GLOW had the potential to be terrible but a smart script and strong performances from Alison Brie and Marc Maron amongst others, ensure that GLOW is comfortably the most fun show of the year. Another one that I binge watched, GLOW is packed full of heart, while still being plenty funny and true to the sport of wrestling for the hardcore fans. Perhaps the most unlikely success story of the year.
For Fans of: Rocky, Karate Kid, Dodgeball
2. Big Little Lies
Big Little Lies pulls back the curtain on rich suburban society to reveal a dark underbelly rotting underneath. Featuring stunning performances from Reese Witherspoon, Nicole Kidman and Shailene Woodley, David E. Kelly’s slow burner takes a while to grab hold, but when it did I was truly hooked.

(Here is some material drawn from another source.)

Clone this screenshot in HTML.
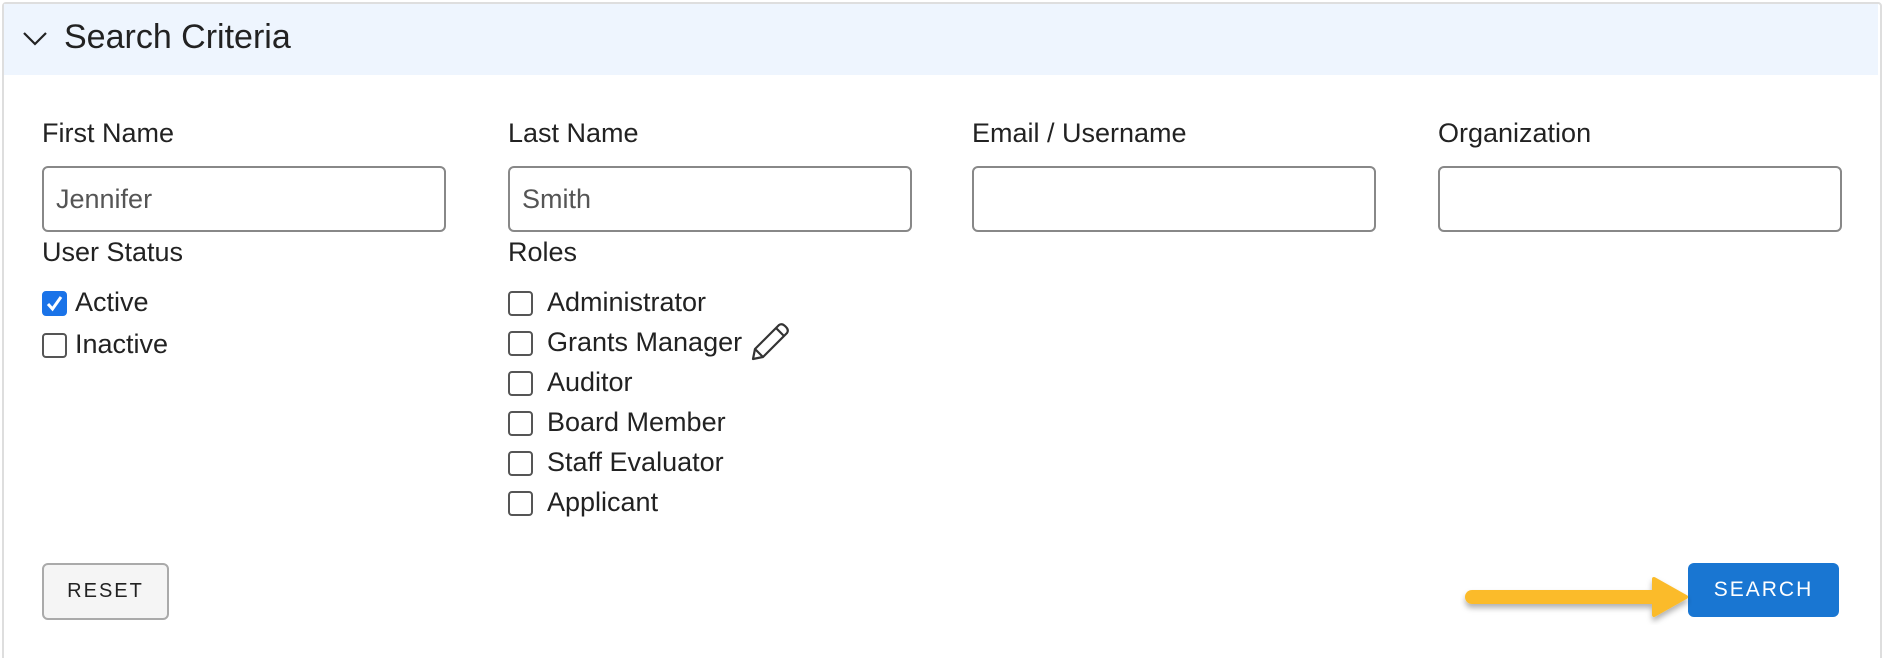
<!DOCTYPE html>
<html><head><style>
html,body{margin:0;width:1886px;height:658px;overflow:hidden}
body{background:#fff;font-family:"Liberation Sans",sans-serif;position:relative;color:#222}
.panel{position:absolute;left:2px;top:2px;width:1876px;height:680px;border:2px solid #dedede;border-radius:4px}
.hdr{position:absolute;left:4px;top:4px;width:1874px;height:71px;background:#eef5fe}
.abs{position:absolute}
.lbl{position:absolute;font-size:27px;color:#222}
.inp{position:absolute;top:166px;width:400px;height:62px;border:2px solid #888;border-radius:6px;box-sizing:content-box}
.inp span{position:absolute;left:12px;top:16px;font-size:27px;color:#555}
.cb{position:absolute;width:21px;height:21px;border:2px solid #555;border-radius:4px;background:#fff}
.cbt{position:absolute;font-size:27px;color:#222}
.btn{position:absolute;font-size:20px;letter-spacing:2px;display:flex;align-items:center;justify-content:center;border-radius:6px}
</style></head><body>
<div class="panel"></div>
<div class="hdr"></div>
<svg class="abs" style="left:22px;top:31px" width="26" height="16" viewBox="0 0 26 16"><path d="M2 2 L13 13 L24 2" fill="none" stroke="#222" stroke-width="2.2"/></svg>
<div class="abs" style="left:64px;top:18px;font-size:34px;color:#222">Search Criteria</div>

<div class="lbl" style="left:42px;top:118px">First Name</div>
<div class="lbl" style="left:508px;top:118px">Last Name</div>
<div class="lbl" style="left:972px;top:118px">Email / Username</div>
<div class="lbl" style="left:1438px;top:118px">Organization</div>

<div class="inp" style="left:42px"><span>Jennifer</span></div>
<div class="inp" style="left:508px"><span>Smith</span></div>
<div class="inp" style="left:972px"></div>
<div class="inp" style="left:1438px"></div>

<div class="lbl" style="left:42px;top:237px">User Status</div>
<div class="lbl" style="left:508px;top:237px">Roles</div>

<div class="cb" style="left:42px;top:291px;background:#1a73e8;border-color:#1a73e8"><svg width="21" height="21" viewBox="0 0 21 21" style="position:absolute;left:0;top:0"><path d="M4 11 L8.5 16 L17 4" fill="none" stroke="#fff" stroke-width="3"/></svg></div>
<div class="cbt" style="left:75px;top:287px">Active</div>
<div class="cb" style="left:42px;top:333px"></div>
<div class="cbt" style="left:75px;top:329px">Inactive</div>

<div class="cb" style="left:508px;top:291px"></div><div class="cbt" style="left:547px;top:287px">Administrator</div>
<div class="cb" style="left:508px;top:331px"></div><div class="cbt" style="left:547px;top:327px">Grants Manager</div>
<div class="cb" style="left:508px;top:371px"></div><div class="cbt" style="left:547px;top:367px">Auditor</div>
<div class="cb" style="left:508px;top:411px"></div><div class="cbt" style="left:547px;top:407px">Board Member</div>
<div class="cb" style="left:508px;top:451px"></div><div class="cbt" style="left:547px;top:447px">Staff Evaluator</div>
<div class="cb" style="left:508px;top:491px"></div><div class="cbt" style="left:547px;top:487px">Applicant</div>

<svg class="abs" style="left:749px;top:321px" width="42" height="42" viewBox="0 0 42 42"><path d="M4 38 L6 28 L30 4 Q33 2 36 5 L37 6 Q40 9 38 12 L14 36 Z M6 28 L14 36 M27 7 L35 15" fill="none" stroke="#333" stroke-width="2.2" stroke-linejoin="round"/></svg>

<div class="btn" style="left:42px;top:563px;width:123px;height:53px;border:2px solid #aaa;background:#f5f5f5;color:#222">RESET</div>
<div class="btn" style="left:1688px;top:563px;width:151px;height:54px;background:#1976d2;color:#fff;font-size:21px">SEARCH</div>

<svg class="abs" style="left:1460px;top:575px" width="232" height="50" viewBox="0 0 232 50">
<defs><filter id="s" x="-10%" y="-50%" width="120%" height="200%"><feDropShadow dx="0" dy="4" stdDeviation="3" flood-color="#000" flood-opacity="0.3"/></filter></defs>
<g filter="url(#s)"><path d="M12 22 L200 22" stroke="#fbbb2a" stroke-width="14" stroke-linecap="round"/><path d="M194 4 L226 22 L194 40 Z" fill="#fbbb2a" stroke="#fbbb2a" stroke-width="4" stroke-linejoin="round"/></g>
</svg>
</body></html>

Based on Liane Moriaty’s novel, Big Little Lies builds the tension masterfully during its seven episode run to ensure its place as perhaps the most gripping TV event of 2017. One of the classiest and most human shows of recent years.
For Fans of: Horace & Pete, Rabbit Hole, Blue Valentine
1. The Handmaid’s Tale
Wow. What a truly spellbinding ten episodes of television. Elizabeth Moss simmers and simpers in equal measure to help produce a show that is powerful, visceral and sickeningly relevant. I’ll be honest and say I wasn’t a massive fan of the source material but Bruce Miller has brought this feminist fable kicking and screaming into the 21st century.
What Handmaid’s Tale does so impressively is to build a whole world that feels so vivid, so lived in and yet so uncomfortably close to our own. No other show has captured the zeitgeist as comprehensively as this one has. Vital television.